During the European session, EURUSD could encounter profit-taking if German and Eurozone data come in lower than forecasted.


GBPUSD
GBPUSD ended the previous Friday unchanged and has decreased by over 340 points (34 pips) to 1.36113 today. This depreciation stems from ongoing fiscal and political uncertainties in the UK that have been escalating since last week.

Consequently, UK bonds have faced selling pressure, affecting GBPUSD. Instability arose after the Labour Party rejected the government’s proposed welfare reforms. Speculation regarding the future of Finance Minister Rachel Reeves has also surfaced.
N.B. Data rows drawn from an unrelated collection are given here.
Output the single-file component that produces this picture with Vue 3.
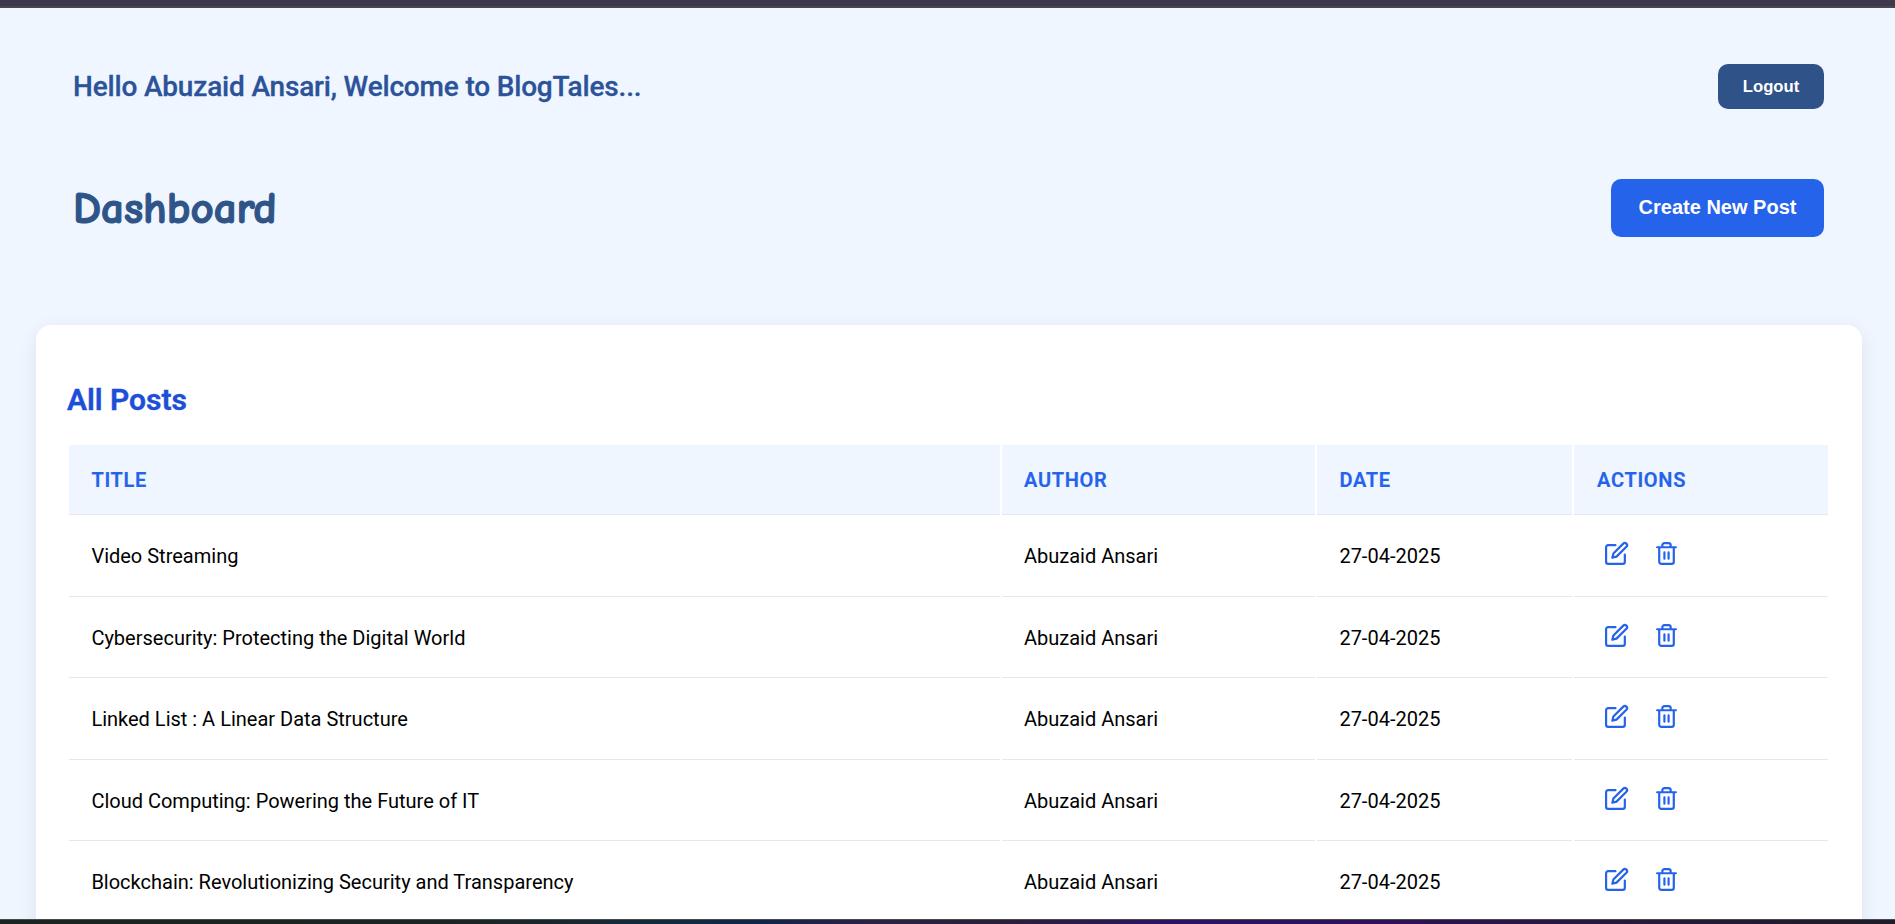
<script setup>
const titles = [
  'Video Streaming',
  'Cybersecurity: Protecting the Digital World',
  'Linked List : A Linear Data Structure',
  'Cloud Computing: Powering the Future of IT',
  'Blockchain: Revolutionizing Security and Transparency',
]
const posts = titles.map((title) => ({ title, author: 'Abuzaid Ansari', date: '27-04-2025' }))
</script>

<template>
  <div class="page">
    <div class="strip-top"></div>
    <main class="content">
      <header class="welcome">
        <h2 class="greeting">Hello Abuzaid Ansari, Welcome to BlogTales...</h2>
        <button class="logout">Logout</button>
      </header>
      <div class="heading">
        <h1 class="dashboard">Dashboard</h1>
        <button class="create">Create New Post</button>
      </div>
      <section class="card">
        <h3 class="subtitle">All Posts</h3>
        <table class="posts">
          <colgroup>
            <col class="c-title" /><col class="c-author" /><col class="c-date" /><col class="c-actions" />
          </colgroup>
          <thead>
            <tr><th>Title</th><th>Author</th><th>Date</th><th>Actions</th></tr>
          </thead>
          <tbody>
            <tr v-for="post in posts" :key="post.title">
              <td>{{ post.title }}</td>
              <td>{{ post.author }}</td>
              <td>{{ post.date }}</td>
              <td>
                <div class="actions">
                  <button class="icon" aria-label="Edit">
                    <svg viewBox="0 0 24 24">
                      <path d="M11 4H4a2 2 0 0 0-2 2v14a2 2 0 0 0 2 2h14a2 2 0 0 0 2-2v-7" />
                      <path d="M18.5 2.5a2.121 2.121 0 0 1 3 3L12 15l-4 1 1-4 9.5-9.5z" />
                    </svg>
                  </button>
                  <button class="icon" aria-label="Delete">
                    <svg viewBox="0 0 24 24">
                      <path d="M3 6h18M19 6v14a2 2 0 0 1-2 2H7a2 2 0 0 1-2-2V6M8 6V4a2 2 0 0 1 2-2h4a2 2 0 0 1 2 2v2M10 11v6M14 11v6" />
                    </svg>
                  </button>
                </div>
              </td>
            </tr>
          </tbody>
        </table>
      </section>
    </main>
    <div class="strip-bottom"></div>
  </div>
</template>

<style>
body {
  margin: 0;
  overflow: hidden;
}
</style>

<style scoped>
.page {
  height: 924px;
  display: flex;
  flex-direction: column;
  overflow: hidden;
  background: #eff6ff;
  color: #000;
  font-family: Roboto, 'Liberation Sans', sans-serif;
}
.strip-top {
  flex: 0 0 6px;
  background: #3d384c;
  border-bottom: 2px solid #48474f;
}
.strip-bottom {
  flex: 0 0 4px;
  border-top: 1px solid #454a4b;
  background: linear-gradient(90deg, #1c2422 0, #1c2423 450px, #142a3b 650px, #13244d 770px, #2b2144 870px, #2b2038 1000px, #2d1263 1170px, #2e1157 1400px, #261938 1650px, #201c2a 1895px);
}
.content {
  flex: 1;
  min-height: 0;
  overflow: hidden;
}
h1,
h2,
h3 {
  margin: 0;
}
.welcome,
.heading {
  display: flex;
  align-items: center;
  justify-content: space-between;
  padding: 0 71px 0 73px;
}
.welcome {
  height: 45px;
  margin-top: 56px;
}
.heading {
  height: 58px;
  margin-top: 70px;
}
.greeting {
  font-size: 28px;
  font-weight: 500;
  line-height: 33px;
  letter-spacing: -0.18px;
  color: #2c5299;
  -webkit-text-stroke: 0.3px #2c5299;
}
button {
  border: 0;
  padding: 0;
  border-radius: 10px;
  color: #fff;
  font-family: 'Liberation Sans', Arial, sans-serif;
  font-weight: 700;
}
.logout {
  width: 106px;
  height: 45px;
  background: #2f5288;
  font-size: 16.67px;
}
.create {
  width: 213px;
  height: 58px;
  padding-bottom: 2px;
  background: #2563eb;
  font-size: 20px;
}
.dashboard {
  color: #2f5588;
  font-family: 'Comic Neue', 'Comic Sans MS', cursive;
  font-size: 45px;
  line-height: 54px;
  font-weight: 700;
  -webkit-text-stroke: 1.2px #2f5588;
}
.card {
  margin: 88px 33px 0 36px;
  height: 700px;
  box-sizing: border-box;
  padding: 56px 32px 0 31px;
  border-radius: 15px;
  background: #fff;
  box-shadow: 0 5px 20px rgba(0, 0, 0, 0.08);
}
.subtitle {
  font-size: 30px;
  line-height: 37px;
  font-weight: 600;
  color: #1d4ed8;
  -webkit-text-stroke: 0.4px #1d4ed8;
}
.posts {
  width: 1763px;
  margin-top: 25px;
  table-layout: fixed;
  border-collapse: separate;
  border-spacing: 2px;
  font-size: 20px;
}
.c-title { width: 931px; }
.c-author { width: 313px; }
.c-date { width: 255px; }
.c-actions { width: 254px; }
th,
td {
  box-sizing: border-box;
  height: 79.5px;
  padding: 0 22.4px;
  text-align: left;
  border-bottom: 1px solid #e5e7eb;
}
th:nth-child(2),
td:nth-child(2) {
  padding-left: 22px;
}
th:last-child,
td:last-child {
  padding-left: 23px;
}
th {
  height: 70px;
  padding-top: 1px;
  background: #eff6ff;
  color: #2563eb;
  font-weight: 600;
  letter-spacing: 0.7px;
  text-transform: uppercase;
  -webkit-text-stroke: 0.2px #2563eb;
}
.actions {
  display: flex;
  gap: 25px;
  padding: 0 0 5.4px 7px;
}
.icon {
  display: flex;
  background: none;
}
.icon svg {
  width: 25px;
  height: 25px;
  fill: none;
  stroke: #2563eb;
  stroke-width: 2.1;
  stroke-linecap: round;
  stroke-linejoin: round;
}
</style>
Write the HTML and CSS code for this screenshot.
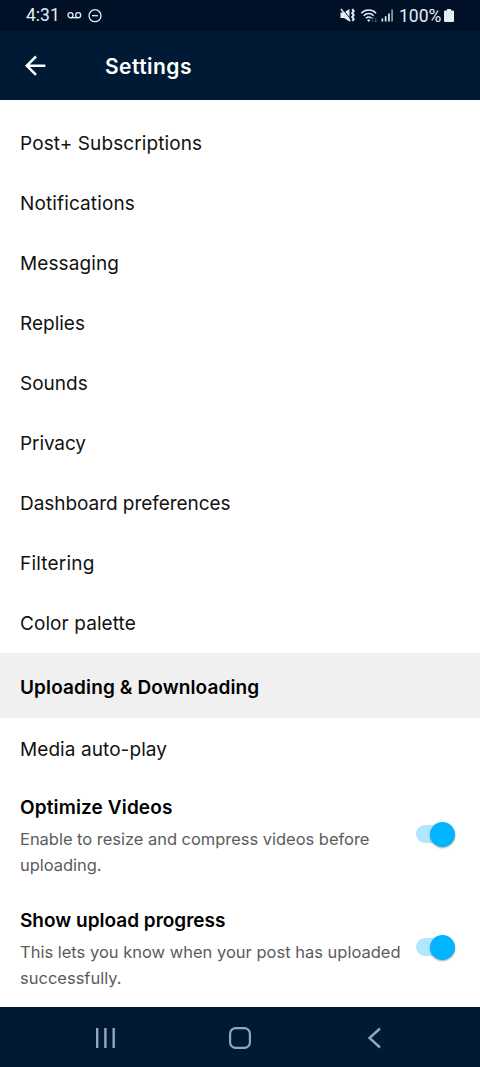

This sentiment is expected to continue influencing market movements during the European trading session.


USDJPY
USDJPY declined during trading last Friday and continued downwards this morning to 144.223 before rebounding to 145.073.

This movement illustrates that while the U.S. dollar is under pressure due to the recently passed tax cuts and spending legislation, Trump’s delay in the trade negotiation deadline has allowed for a rebound.

The positive sentiment derived from Trump’s decision to extend the deadline to August 1 is expected to impact USDJPY movements during the European session.


Nasdaq
The Nasdaq index fell over 150 points last Friday, while this morning it briefly rose by 118 points to 23,023, nearing its all-time high of 23,100 reached the previous Thursday.

Investor sentiment improved following Trump’s announcement of the delayed trade negotiation deadline, which is likely to provide a positive outlook for the Nasdaq in the upcoming European trading session.